29. August, Karlsruhe
    Balzac schreibt in Die Waffenbrüder , es gebe im Weibe etwas, das man noch weiblicher nennen könnte als das Weib selbst. Was sollte das sein, wenn nicht das sinnlich Böse, als Volatilität verstanden?
    Gott ist größer – sportiv gelesen: Die positive Tradition verlangt, Gott größer zu denken als jedes konkrete Seiende. Das ist das tägliche Brot der Frömmigkeit. Dann kommt die mystische Theologie und fordert uns auf, ihn negativer zu denken, als die einfache Religion es vermag, und insofern größer. Der Atheismus geht einen Schritt weiter, indem er ihn als das Größte überhaupt denkt, um ihn dann in aller Größe zu negieren – jetzt ist es die Freiheit von jeder Vorstellung und Nicht-Vorstellung von »Gott«, die größer ist.
    Solche Spiele kann man endlos treiben. In interessierten Kreisen wiederholt man sie seit Jahrhunderten – nicht weil sie ergebnislos wären, im Gegenteil. Beide Lager, Theisten wie Atheisten, verdanken ihre mentale Kondition, ihren Überzeugungstonus, ihre Ritualfitness, von den Naiven als »Glauben« bezeichnet, dem Umstand, daß sie mehrmals in der Woche, eventuell täglich, an den Übungsgeräten »Gott« bzw. »Nicht-Gott« trainieren.
    Finde bei Kampitz den Hinweis, Sartre habe Trotzkis Idee der permanenten Revolution für sich selbst in die Forderung nach permanenter Konversion übersetzt. Das Wort »permanent« gehört in die Trainingstheorie. Es impliziert die Mahnung: Bloß weil du dich vorzeiten einmal revolutionär aufgeführt hast, bist du heute noch lange nicht in Form. Wenn Dasein In-Form-Sein bedeutet, hängt alles an den ständigen Wiederholungen. Die Welt gehört den Durchtrainierten.
    Rene hat die Chemotherapie seit einigen Wochen überstanden, kahl wie ein Fötus, öfter deprimiert, doch gelegentlich, wenn wiram Telefon plaudern, schon wieder munter wie ein sechs Wochen alter Hund.

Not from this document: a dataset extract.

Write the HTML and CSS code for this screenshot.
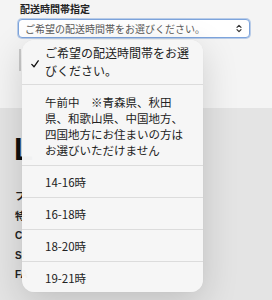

Nun planen wir gemeinsame Tage in Korsika.
30. August, Karlsruhe
    Mit einem vorsichtigen Sprung ins letzte Kapitel eingetaucht. Der Countdown läuft. Das Bild scheint passend, da mit diesem Buch eine Rakete an die Rampe gefahren wird, die bald abheben kann. Ihrem Feuerstrahl beim Start werden die besseren Leser einige Zeit hinterhersehen. Das Buch sollte das Reden über Ethik verändern, sobald es seine Satelliten ausgesetzt hat. Die werden die Erde umkreisen, manche so hell, daß man sie bei Tag über den Himmel ziehen sieht. Der Satellit »Übung«, der Satellit »Vertikalspannung«, der Satellit »Immunität«.
3. September, Karlsruhe
    Von Suhrkamp die 10. Auflage von Regeln für den Menschenpark . Unterschreibe den Protestbrief gegen die Verhaftung von Tierschützern in Österreich. Eine größere Spende an einen Menschenrechtsverein in Aachen, der Todesurteile gegen Kinder und Jugendliche im Iran bekämpft.

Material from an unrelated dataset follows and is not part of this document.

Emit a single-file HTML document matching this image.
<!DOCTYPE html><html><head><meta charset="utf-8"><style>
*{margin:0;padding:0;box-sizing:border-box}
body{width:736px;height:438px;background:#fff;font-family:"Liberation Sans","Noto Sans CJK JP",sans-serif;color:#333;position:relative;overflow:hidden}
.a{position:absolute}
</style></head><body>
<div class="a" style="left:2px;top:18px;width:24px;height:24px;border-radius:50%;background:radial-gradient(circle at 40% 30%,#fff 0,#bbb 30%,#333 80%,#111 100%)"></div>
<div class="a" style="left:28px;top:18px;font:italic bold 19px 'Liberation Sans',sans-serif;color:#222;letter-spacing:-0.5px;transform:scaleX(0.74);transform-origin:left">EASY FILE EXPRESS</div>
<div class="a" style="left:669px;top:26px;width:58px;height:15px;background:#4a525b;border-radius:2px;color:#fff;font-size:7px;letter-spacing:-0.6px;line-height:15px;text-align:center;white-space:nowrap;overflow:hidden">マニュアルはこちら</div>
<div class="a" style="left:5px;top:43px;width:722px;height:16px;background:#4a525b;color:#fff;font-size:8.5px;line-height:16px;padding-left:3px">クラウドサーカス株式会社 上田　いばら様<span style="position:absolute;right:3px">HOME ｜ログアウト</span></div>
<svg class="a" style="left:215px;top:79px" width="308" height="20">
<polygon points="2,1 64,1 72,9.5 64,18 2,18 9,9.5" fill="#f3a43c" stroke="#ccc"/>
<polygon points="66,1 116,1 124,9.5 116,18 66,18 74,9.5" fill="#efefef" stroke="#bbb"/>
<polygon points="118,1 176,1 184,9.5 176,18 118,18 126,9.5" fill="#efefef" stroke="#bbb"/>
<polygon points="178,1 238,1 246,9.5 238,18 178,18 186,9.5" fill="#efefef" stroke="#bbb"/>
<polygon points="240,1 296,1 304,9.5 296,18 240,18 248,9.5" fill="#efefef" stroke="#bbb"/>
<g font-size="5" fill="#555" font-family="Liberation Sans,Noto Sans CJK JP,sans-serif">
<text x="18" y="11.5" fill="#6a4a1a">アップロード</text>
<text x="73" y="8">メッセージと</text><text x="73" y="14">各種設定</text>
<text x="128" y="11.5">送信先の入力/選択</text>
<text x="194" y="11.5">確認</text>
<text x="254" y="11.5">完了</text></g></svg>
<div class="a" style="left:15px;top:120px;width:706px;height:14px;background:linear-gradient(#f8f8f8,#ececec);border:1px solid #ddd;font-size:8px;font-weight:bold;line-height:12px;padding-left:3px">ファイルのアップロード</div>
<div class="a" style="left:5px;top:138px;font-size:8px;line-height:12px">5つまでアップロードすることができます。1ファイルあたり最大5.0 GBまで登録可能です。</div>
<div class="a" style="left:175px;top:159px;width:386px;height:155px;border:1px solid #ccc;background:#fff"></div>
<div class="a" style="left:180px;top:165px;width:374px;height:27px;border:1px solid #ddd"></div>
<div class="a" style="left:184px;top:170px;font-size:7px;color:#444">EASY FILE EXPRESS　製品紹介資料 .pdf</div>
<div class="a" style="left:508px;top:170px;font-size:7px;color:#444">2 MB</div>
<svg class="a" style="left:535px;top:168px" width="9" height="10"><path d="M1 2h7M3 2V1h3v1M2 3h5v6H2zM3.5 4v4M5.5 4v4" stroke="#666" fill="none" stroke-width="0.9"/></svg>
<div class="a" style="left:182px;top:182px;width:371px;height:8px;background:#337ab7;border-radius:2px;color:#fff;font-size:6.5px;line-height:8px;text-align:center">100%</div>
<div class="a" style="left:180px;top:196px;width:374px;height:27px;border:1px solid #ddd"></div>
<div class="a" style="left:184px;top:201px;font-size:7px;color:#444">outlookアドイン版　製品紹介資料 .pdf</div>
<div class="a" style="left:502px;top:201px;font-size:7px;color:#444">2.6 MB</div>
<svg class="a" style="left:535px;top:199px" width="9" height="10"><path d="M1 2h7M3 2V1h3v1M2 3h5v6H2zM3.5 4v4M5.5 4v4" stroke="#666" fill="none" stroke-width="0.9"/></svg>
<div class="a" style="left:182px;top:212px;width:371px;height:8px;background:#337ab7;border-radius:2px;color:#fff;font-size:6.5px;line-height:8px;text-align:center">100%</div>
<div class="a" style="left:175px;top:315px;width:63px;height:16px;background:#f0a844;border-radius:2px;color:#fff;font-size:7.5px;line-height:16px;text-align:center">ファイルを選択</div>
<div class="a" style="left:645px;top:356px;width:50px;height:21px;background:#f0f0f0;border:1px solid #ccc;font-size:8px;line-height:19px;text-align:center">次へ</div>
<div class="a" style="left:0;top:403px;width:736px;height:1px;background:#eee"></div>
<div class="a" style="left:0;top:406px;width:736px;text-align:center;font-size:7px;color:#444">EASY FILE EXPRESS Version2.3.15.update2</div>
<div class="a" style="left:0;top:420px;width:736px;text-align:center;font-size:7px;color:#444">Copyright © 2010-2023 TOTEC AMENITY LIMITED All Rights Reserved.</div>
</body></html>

    Evolution über Nacht. Als Affe zu Bett gehen, als Mensch aufwachen.
    Richard Rorty zitiert eine Definition von kritischer Theorie: »to clothe resentment in jargon« – Rachebedürfnisse in hochgestochene Reden kleiden. ( Achieving Our Country , S. 127). Die Formulierung stammt von Allan Bloom, dem suspekten Dandy-Altphilologen, der sich gern in Gesellschaft hübscher Milliardärssöhne sehen ließ. Rorty würde sie nicht wiedergeben, hielte er sie nicht für treffend. Er hütet sich davor, zu sagen, von welcheneuropäischen Autoren der Gegenwart seine jungen amerikanischen Kollegen diese Kunst gelernt haben.
7. September, Karlsruhe
    Die Sorgen brechen in die Wohnung ein und reißen die Schubladen auf.

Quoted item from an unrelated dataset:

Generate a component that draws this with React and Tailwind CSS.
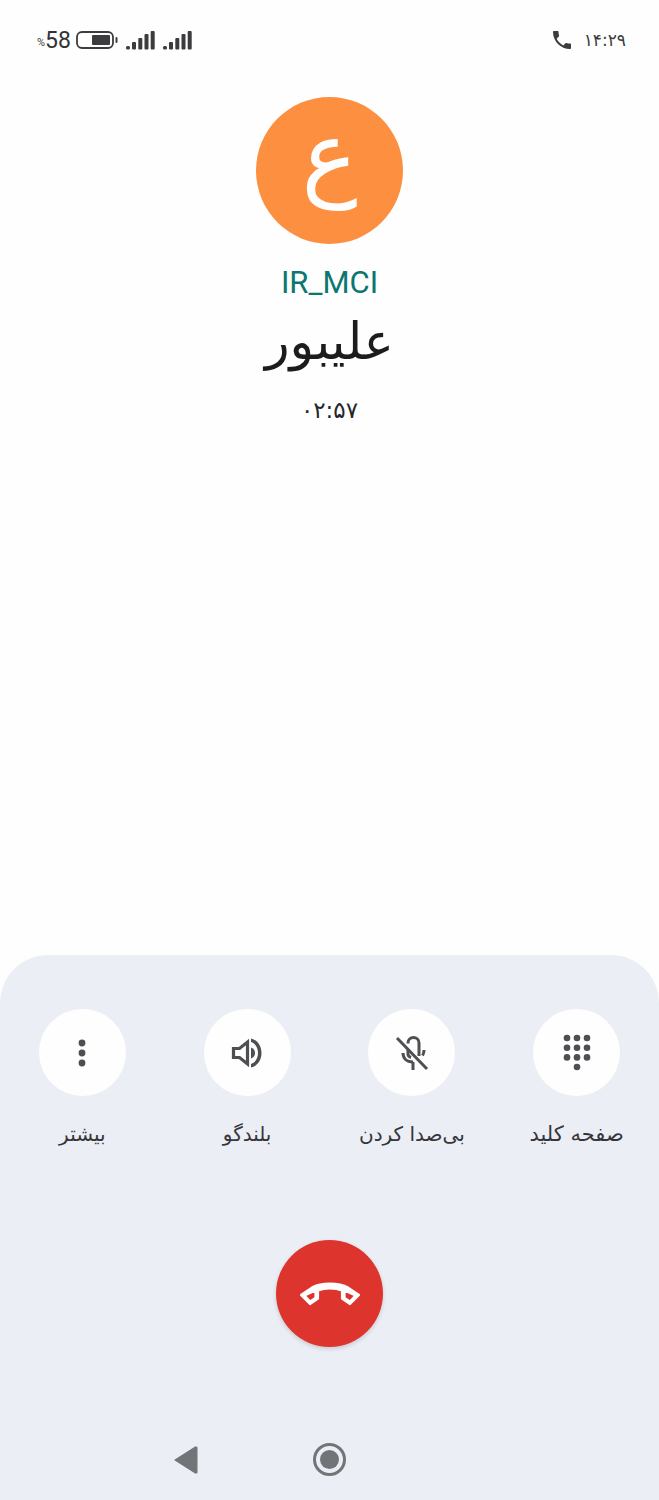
// in-call screen, rtl phone dialer
import React from "react";

const actions = [
  { label: "بیشتر", icon: <MoreIcon />, size: "text-[20px]" },
  { label: "بلندگو", icon: <SpeakerIcon />, size: "text-[20px]" },
  { label: "بی‌صدا کردن", icon: <MicOffIcon />, size: "text-[20px]" },
  { label: "صفحه کلید", icon: <KeypadIcon />, size: "text-[21px]" },
];

function MoreIcon() {
  return (
    <svg width="30" height="30" viewBox="0 0 30 30" fill="#4d4f52">
      <circle cx="15" cy="5" r="3.400" />
      <circle cx="15" cy="15" r="3.400" />
      <circle cx="15" cy="25" r="3.400" />
    </svg>
  );
}

function SpeakerIcon() {
  return (
    <svg width="32" height="32" viewBox="0 0 32 32" fill="none">
      <path d="M2.500 11.500h6l8-6.500v22l-8-6.500h-6z" stroke="#4d4f52" strokeWidth="3.200" strokeLinejoin="miter" />
      <path d="M20 10.500c3 1.200 4 3.200 4 5.500s-1 4.300-4 5.500z" fill="#4d4f52" />
      <path d="M20 1.500c6.500 1.500 10.500 7.500 10.500 14.500S26.500 29 20 30.500v-3.600c4.500-1.400 7-5.700 7-10.900s-2.500-9.500-7-10.900z" fill="#4d4f52" />
    </svg>
  );
}

function MicOffIcon() {
  return (
    <svg width="34" height="36" viewBox="0 0 34 36" fill="none" stroke="#4d4f52" strokeWidth="3">
      <path d="M13 8.500V8a5.500 5.500 0 0 1 11 0v13" />
      <path d="M8 18c0 5 3.500 9 10 9" />
      <path d="M29 15c0 2-.5 4-1.500 5.500" />
      <path d="M18 27v8" />
      <path d="M13 14v5c0 2 1.500 3 3 3.500" />
      <path d="M2 3l30 31" />
    </svg>
  );
}

function KeypadIcon() {
  const dots = [];
  [4, 13.700, 23.400].forEach((cy) => {
    [4, 14, 24].forEach((cx) => {
      dots.push(<circle key={`${cx}-${cy}`} cx={cx} cy={cy} r="3.300" />);
    });
  });
  return (
    <svg width="28" height="37" viewBox="0 0 28 37" fill="#4d4f52">
      {dots}
      <circle cx="14" cy="33" r="3.300" />
    </svg>
  );
}

function SignalBars() {
  return (
    <svg width="29" height="20" viewBox="0 0 29 20" fill="#3c3c3e">
      <rect x="0" y="16" width="4" height="3.500" rx="1.500" />
      <rect x="6" y="12" width="4" height="7.500" rx="1" />
      <rect x="12.300" y="8" width="4" height="11.500" rx="1" />
      <rect x="18.500" y="4" width="4" height="15.500" rx="1" />
      <rect x="24.700" y="1" width="4" height="18.500" rx="1" />
    </svg>
  );
}

export default function App() {
  return (
    <div className="flex h-[1500px] w-[659px] flex-col overflow-hidden bg-[#fefefe] font-['Roboto','DejaVu_Sans',sans-serif]">
      {/* status bar */}
      <div className="flex items-center justify-between pl-[37px] pr-[33px] pt-[28px]">
        <div className="flex h-[24px] items-center">
          <span className="mt-[5px] text-[11px] leading-none text-[#3c3c3e]">%</span>
          <span className="text-[23px] leading-none text-[#333335]">58</span>
          <svg className="ml-[5px]" width="42" height="18" viewBox="0 0 42 18" fill="none">
            <rect x="1" y="1" width="36" height="16" rx="5" stroke="#3c3c3e" strokeWidth="1.800" />
            <rect x="16" y="4" width="18" height="10" rx="1" fill="#3c3c3e" />
            <rect x="39.500" y="6" width="2" height="6" rx="1" fill="#3c3c3e" />
          </svg>
          <div className="ml-[8px]"><SignalBars /></div>
          <div className="ml-[8px]"><SignalBars /></div>
        </div>
        <div className="flex h-[24px] items-center">
          <svg width="24" height="24" viewBox="0 0 24 24" fill="#3c3c3e">
            <path d="M6.620 10.790c1.440 2.830 3.760 5.140 6.590 6.590l2.200-2.200c.27-.27.67-.36 1.020-.24 1.120.37 2.330.57 3.570.57.55 0 1 .45 1 1V20c0 .55-.45 1-1 1-9.390 0-17-7.610-17-17 0-.55.45-1 1-1h3.500c.55 0 1 .45 1 1 0 1.250.2 2.450.57 3.570.11.350.03.740-.25 1.020l-2.200 2.200z" />
          </svg>
          <span className="ml-[10px] text-[17px] leading-none text-[#3c3c3e] font-['DejaVu_Sans',sans-serif]">۱۴:۲۹</span>
        </div>
      </div>

      {/* caller */}
      <div className="flex flex-1 flex-col items-center pt-[45px]">
        <div className="flex h-[147px] w-[147px] items-center justify-center rounded-full bg-[#fc9040]">
          <span className="mb-[30px] text-[94px] leading-none text-[#fefefe] font-['DejaVu_Sans',sans-serif]">ع</span>
        </div>
        <div className="mt-[20px] text-[31px] leading-[38px] text-[#0d7670]">IR_MCI</div>
        <div dir="rtl" className="mt-[7px] text-[51px] leading-[66px] text-[#1c1c1e] font-['DejaVu_Sans',sans-serif]">علیبور</div>
        <div className="mt-[20px] text-[23px] leading-[30px] text-[#26262a] font-['DejaVu_Sans',sans-serif]">۰۲:۵۷</div>
      </div>

      {/* bottom panel */}
      <div className="flex h-[545px] flex-col items-center rounded-t-[48px] bg-[#ebeff5] pt-[54px]">
        <div className="grid w-full grid-cols-4">
          {actions.map((a) => (
            <div key={a.label} className="flex flex-col items-center">
              <div className="flex h-[87px] w-[87px] items-center justify-center rounded-full bg-[#fefefe]">
                {a.icon}
              </div>
              <div dir="rtl" className={`mt-[24px] leading-[28px] whitespace-nowrap text-[#36363a] font-['DejaVu_Sans',sans-serif] ${a.size}`}>
                {a.label}
              </div>
            </div>
          ))}
        </div>

        <button className="mt-[92px] flex h-[107px] w-[107px] items-center justify-center rounded-full bg-[#de342e] shadow-[0_2px_4px_rgba(0,0,0,0.15)]">
          <svg width="62" height="26" viewBox="-1 -1 62 26" fill="#fff" stroke="#fff" strokeWidth="2.200" strokeLinejoin="round">
            <path fillRule="evenodd" d="M1 13 13 5C18 2 24 1.500 30 1.500S42 2 47 5l12 8-9 9-8-5.500V8.500C38 7 34 6.500 30 6.500s-8 .5-12 2v8L10 22zM4.500 13.500l5.500 6 5.500-3.500V8.500zM55.500 13.500l-5.500 6-5.500-3.500V8.500z" />
          </svg>
        </button>

        <div className="mt-[96px] grid w-[432px] grid-cols-3 items-center justify-items-center">
          <svg width="26" height="30" viewBox="0 0 26 30" fill="#717578">
            <path d="M23 1.500c1 0 1.500.5 1.500 1.500v24c0 1-.5 1.500-1.500 1.500-.5 0-1 0-1.300-.3L1 15 21.700 1.800c.3-.2.800-.3 1.300-.3z" />
          </svg>
          <div className="flex h-[33px] w-[33px] items-center justify-center rounded-full border-[3px] border-[#717578]">
            <div className="h-[19px] w-[19px] rounded-full bg-[#717578]" />
          </div>
          <div />
        </div>
      </div>
    </div>
  );
}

    Abends eine der vielen Polit-Talkshows im Fernsehen mit Lafontaine & Co. Mir geht die Vorstellung durch den Kopf: Vampire, denen man mit Kruzifix und Knoblauch nicht mehr beikommt. Diese saugstarken Agenten des Vakuums, Delegierte von Millionen Mängeln, klemmen sich einen Besen zwischen die Beine und galoppieren durch die Wolken, bis sie beim Konsensus ankommen.